::: Available data

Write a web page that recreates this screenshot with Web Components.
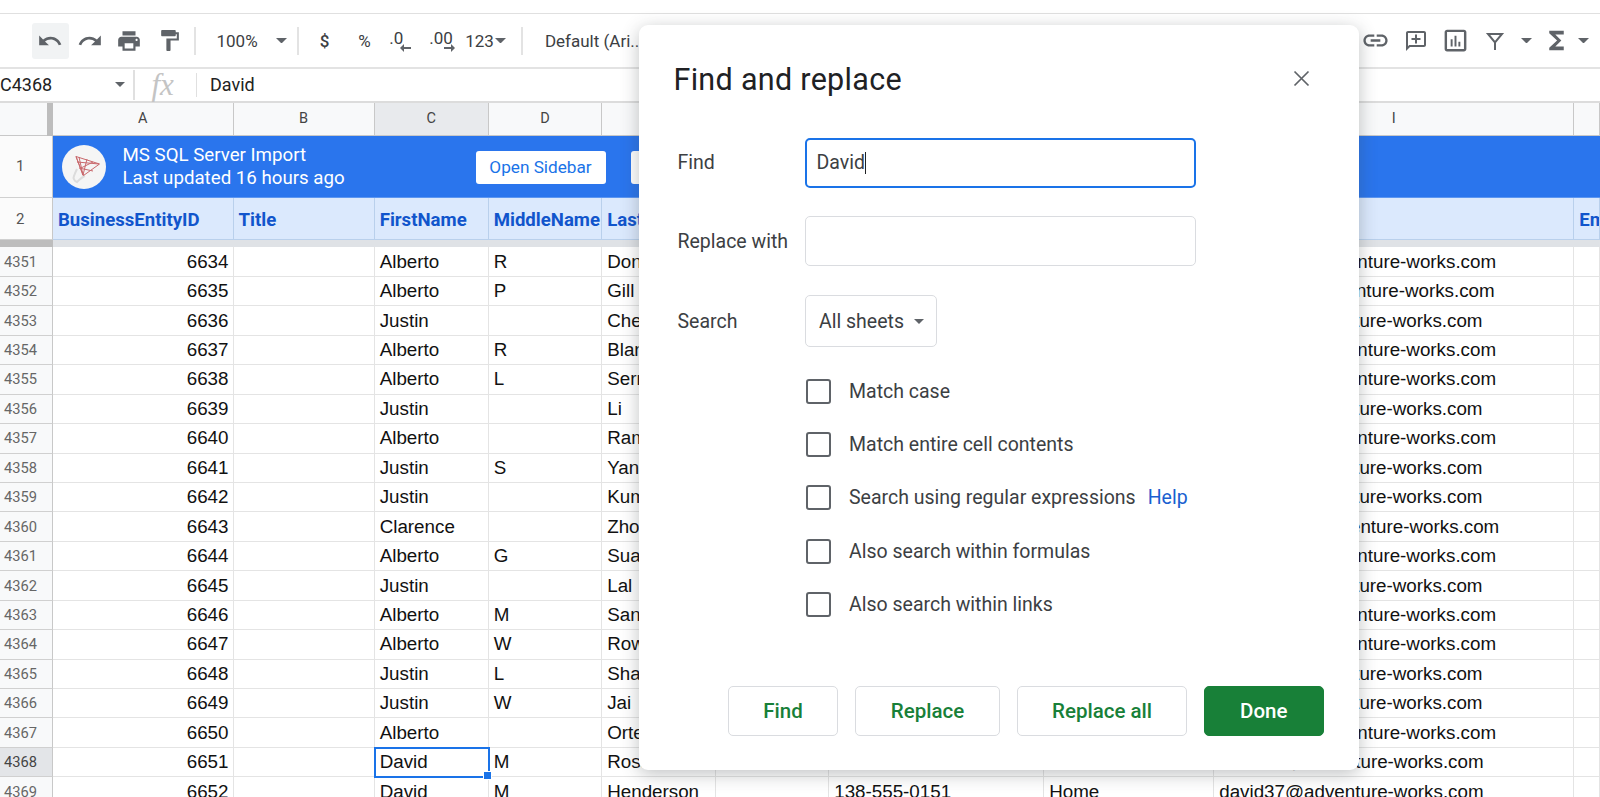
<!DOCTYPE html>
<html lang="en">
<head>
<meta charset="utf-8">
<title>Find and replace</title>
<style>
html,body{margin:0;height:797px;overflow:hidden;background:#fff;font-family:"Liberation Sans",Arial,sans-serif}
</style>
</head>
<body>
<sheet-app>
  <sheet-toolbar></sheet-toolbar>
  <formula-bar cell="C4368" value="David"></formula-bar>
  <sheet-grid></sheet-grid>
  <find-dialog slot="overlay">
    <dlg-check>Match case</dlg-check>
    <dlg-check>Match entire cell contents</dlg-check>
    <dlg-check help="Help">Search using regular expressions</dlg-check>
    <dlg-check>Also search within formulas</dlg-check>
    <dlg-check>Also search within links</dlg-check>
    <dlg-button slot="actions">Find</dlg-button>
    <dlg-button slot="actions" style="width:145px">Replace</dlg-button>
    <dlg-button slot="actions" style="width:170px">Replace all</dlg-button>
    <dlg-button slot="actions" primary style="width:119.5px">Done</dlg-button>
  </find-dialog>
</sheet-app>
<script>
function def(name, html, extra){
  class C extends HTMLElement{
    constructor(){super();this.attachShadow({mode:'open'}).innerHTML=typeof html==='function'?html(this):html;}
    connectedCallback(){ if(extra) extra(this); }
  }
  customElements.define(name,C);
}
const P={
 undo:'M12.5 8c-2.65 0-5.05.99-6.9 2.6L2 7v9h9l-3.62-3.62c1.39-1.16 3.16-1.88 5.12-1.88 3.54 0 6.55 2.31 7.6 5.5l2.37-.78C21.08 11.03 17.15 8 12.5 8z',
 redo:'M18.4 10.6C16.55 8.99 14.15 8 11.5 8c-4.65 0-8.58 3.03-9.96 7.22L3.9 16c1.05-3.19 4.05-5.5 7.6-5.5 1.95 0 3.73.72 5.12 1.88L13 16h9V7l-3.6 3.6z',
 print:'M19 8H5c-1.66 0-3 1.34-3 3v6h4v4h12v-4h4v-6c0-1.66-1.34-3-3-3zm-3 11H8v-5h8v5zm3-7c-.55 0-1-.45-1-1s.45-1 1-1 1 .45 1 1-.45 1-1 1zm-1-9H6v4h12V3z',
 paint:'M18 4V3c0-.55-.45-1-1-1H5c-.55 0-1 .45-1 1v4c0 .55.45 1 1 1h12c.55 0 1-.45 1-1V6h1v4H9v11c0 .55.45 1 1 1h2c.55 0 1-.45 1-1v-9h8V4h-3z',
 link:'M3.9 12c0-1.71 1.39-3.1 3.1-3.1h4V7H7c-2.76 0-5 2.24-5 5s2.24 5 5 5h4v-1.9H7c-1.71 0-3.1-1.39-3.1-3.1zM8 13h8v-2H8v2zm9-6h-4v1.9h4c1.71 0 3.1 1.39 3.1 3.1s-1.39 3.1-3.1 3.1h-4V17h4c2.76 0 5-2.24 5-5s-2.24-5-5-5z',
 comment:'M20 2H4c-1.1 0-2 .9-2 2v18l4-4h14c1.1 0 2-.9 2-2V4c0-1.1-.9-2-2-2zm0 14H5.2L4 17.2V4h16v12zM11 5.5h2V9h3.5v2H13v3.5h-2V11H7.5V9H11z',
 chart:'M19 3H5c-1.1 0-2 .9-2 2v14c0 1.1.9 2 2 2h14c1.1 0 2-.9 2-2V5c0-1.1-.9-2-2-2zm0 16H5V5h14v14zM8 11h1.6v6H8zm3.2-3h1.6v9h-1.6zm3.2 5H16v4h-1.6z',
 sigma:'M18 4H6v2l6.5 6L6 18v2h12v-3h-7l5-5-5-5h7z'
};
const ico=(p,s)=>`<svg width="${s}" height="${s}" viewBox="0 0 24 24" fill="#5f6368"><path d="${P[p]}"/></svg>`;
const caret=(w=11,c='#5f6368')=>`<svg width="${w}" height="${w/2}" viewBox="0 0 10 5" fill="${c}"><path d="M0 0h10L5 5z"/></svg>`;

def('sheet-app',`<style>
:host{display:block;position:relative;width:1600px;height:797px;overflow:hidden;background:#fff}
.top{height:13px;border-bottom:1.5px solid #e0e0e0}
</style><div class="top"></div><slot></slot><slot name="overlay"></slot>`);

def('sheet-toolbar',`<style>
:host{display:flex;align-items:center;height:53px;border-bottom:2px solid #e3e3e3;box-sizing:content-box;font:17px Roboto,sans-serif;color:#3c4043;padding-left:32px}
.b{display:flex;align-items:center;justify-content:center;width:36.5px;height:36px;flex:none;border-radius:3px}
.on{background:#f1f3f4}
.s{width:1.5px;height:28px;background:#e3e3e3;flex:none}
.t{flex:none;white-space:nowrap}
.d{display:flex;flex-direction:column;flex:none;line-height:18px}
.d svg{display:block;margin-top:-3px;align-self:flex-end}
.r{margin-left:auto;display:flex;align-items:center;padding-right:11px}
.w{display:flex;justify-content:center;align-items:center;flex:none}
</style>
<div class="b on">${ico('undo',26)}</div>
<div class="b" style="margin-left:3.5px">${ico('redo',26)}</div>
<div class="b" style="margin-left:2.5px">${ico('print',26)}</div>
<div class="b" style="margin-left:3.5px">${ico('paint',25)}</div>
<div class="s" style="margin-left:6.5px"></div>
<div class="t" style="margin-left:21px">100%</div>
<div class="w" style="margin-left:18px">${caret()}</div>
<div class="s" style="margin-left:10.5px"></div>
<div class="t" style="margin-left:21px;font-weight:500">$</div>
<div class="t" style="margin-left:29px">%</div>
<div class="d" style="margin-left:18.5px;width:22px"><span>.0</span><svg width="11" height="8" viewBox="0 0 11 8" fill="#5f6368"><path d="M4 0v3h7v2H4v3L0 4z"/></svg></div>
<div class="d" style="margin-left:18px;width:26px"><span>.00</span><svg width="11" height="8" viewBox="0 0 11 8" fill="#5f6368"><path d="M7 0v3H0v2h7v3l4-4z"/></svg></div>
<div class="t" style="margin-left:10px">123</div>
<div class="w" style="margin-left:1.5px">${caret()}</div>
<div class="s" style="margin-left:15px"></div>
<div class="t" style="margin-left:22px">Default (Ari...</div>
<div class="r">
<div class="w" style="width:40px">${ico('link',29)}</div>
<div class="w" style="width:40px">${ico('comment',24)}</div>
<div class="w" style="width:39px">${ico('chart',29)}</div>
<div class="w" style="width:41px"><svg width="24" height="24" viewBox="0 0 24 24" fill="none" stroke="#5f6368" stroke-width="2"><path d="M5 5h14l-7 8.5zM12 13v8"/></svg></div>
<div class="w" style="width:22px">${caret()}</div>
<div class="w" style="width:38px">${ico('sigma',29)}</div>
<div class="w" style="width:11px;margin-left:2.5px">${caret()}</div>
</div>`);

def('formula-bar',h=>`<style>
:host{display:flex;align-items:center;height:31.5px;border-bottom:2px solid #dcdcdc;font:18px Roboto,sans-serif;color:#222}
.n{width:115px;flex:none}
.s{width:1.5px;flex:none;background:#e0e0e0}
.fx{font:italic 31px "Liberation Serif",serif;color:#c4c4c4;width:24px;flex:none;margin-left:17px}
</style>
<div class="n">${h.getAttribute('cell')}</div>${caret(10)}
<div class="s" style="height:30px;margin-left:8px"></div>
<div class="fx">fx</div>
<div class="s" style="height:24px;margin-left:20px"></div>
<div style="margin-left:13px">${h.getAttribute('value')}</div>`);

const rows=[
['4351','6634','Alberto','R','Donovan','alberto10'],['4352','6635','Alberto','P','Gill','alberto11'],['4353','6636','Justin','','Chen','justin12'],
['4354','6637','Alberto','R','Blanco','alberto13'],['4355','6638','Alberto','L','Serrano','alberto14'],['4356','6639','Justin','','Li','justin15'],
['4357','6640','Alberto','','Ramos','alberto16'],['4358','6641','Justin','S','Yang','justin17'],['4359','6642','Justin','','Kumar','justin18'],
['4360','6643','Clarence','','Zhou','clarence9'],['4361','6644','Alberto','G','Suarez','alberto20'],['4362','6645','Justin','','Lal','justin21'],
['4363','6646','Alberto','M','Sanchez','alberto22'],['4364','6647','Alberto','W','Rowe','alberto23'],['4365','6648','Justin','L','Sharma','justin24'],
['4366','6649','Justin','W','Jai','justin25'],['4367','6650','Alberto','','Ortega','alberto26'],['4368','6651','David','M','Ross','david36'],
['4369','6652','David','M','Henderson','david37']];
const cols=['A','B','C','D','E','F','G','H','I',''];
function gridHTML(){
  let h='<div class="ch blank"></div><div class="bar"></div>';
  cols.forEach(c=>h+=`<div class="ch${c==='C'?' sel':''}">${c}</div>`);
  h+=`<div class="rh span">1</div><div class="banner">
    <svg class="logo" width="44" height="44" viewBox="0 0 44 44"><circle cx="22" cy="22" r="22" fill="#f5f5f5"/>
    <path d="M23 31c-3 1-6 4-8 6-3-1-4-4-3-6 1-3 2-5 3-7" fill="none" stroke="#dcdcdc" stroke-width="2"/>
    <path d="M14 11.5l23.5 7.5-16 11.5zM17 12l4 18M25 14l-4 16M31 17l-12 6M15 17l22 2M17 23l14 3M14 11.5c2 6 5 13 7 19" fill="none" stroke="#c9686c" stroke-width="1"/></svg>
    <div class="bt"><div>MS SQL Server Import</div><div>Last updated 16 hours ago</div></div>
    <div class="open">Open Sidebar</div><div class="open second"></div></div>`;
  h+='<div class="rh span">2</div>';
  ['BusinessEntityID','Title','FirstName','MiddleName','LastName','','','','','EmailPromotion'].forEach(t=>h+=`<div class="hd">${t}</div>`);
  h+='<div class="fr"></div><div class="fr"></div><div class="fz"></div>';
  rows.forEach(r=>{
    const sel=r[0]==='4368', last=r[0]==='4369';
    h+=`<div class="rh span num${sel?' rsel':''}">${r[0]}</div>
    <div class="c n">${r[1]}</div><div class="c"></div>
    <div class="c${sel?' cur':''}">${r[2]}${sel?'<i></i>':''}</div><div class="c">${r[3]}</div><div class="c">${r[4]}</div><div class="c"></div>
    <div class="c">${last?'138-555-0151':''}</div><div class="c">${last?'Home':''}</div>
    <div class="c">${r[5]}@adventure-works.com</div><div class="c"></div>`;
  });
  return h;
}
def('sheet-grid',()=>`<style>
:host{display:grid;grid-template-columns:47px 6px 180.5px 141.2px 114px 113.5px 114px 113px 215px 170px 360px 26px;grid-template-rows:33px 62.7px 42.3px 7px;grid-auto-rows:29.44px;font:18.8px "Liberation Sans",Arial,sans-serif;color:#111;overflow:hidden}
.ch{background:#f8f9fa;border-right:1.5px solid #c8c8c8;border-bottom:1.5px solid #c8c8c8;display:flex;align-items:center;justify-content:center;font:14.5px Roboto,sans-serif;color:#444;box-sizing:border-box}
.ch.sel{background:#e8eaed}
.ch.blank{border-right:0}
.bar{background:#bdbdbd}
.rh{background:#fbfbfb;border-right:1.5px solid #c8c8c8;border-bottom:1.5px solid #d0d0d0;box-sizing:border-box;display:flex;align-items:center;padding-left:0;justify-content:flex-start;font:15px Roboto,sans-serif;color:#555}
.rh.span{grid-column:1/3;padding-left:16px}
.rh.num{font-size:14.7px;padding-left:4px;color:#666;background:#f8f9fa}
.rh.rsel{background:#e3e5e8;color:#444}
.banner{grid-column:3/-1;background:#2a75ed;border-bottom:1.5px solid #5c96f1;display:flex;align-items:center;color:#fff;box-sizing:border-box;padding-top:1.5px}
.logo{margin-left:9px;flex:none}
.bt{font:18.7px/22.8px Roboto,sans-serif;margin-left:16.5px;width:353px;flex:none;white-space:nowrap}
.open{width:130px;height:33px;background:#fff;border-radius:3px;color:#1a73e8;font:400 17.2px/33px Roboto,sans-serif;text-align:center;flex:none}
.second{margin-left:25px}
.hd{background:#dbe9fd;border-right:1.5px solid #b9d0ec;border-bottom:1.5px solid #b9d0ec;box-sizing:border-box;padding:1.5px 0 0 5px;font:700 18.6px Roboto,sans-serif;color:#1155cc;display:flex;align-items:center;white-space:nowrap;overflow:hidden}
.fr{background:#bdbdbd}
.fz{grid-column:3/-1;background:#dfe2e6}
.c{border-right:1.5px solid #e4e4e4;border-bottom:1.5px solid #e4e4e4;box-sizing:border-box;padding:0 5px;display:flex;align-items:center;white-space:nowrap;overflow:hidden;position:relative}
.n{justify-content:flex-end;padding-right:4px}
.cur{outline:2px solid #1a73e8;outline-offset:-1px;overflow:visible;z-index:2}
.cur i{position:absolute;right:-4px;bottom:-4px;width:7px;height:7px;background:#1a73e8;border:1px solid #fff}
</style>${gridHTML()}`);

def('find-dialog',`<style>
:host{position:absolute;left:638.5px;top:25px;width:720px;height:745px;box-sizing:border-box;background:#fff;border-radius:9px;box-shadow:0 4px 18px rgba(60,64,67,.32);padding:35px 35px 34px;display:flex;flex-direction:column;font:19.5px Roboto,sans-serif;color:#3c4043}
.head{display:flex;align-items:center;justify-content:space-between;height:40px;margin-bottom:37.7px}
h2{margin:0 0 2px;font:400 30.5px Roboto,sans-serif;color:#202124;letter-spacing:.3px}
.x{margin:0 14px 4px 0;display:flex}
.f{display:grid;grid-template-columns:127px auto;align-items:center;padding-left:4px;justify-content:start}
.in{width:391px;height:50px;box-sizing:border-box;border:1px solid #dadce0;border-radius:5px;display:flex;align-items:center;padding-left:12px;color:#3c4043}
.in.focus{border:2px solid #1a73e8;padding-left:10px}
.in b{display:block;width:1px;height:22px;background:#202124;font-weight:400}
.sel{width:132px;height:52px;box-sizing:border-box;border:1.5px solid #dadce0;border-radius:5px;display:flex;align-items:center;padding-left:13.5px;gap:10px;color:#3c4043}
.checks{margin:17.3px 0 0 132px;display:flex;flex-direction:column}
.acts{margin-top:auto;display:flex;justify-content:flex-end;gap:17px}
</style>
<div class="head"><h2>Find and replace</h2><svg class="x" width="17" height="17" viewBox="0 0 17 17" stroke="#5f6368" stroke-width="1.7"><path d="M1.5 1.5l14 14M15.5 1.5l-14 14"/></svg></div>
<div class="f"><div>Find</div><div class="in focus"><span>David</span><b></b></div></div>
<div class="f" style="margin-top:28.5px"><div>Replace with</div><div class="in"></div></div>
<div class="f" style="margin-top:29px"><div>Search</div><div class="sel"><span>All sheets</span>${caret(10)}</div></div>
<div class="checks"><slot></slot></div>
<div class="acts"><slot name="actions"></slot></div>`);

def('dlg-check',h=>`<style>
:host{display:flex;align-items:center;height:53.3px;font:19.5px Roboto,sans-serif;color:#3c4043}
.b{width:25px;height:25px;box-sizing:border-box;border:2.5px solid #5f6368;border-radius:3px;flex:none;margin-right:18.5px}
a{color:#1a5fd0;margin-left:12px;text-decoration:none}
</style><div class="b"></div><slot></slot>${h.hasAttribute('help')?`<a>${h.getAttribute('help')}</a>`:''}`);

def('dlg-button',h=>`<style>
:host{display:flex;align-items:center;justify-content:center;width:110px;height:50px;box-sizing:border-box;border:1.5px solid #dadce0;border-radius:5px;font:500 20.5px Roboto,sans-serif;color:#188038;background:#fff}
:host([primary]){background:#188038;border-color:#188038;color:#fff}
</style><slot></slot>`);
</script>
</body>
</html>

::::::

Exercise → Isolate the lines that hold the word "this" and copy all of them.

The result →
Write a web page that recreates this screenshot with Web Components.
    constructor(){super();this.attachShadow({mode:'open'}).innerHTML=typeof html==='function'?html(this):html;}
    connectedCallback(){ if(extra) extra(this); }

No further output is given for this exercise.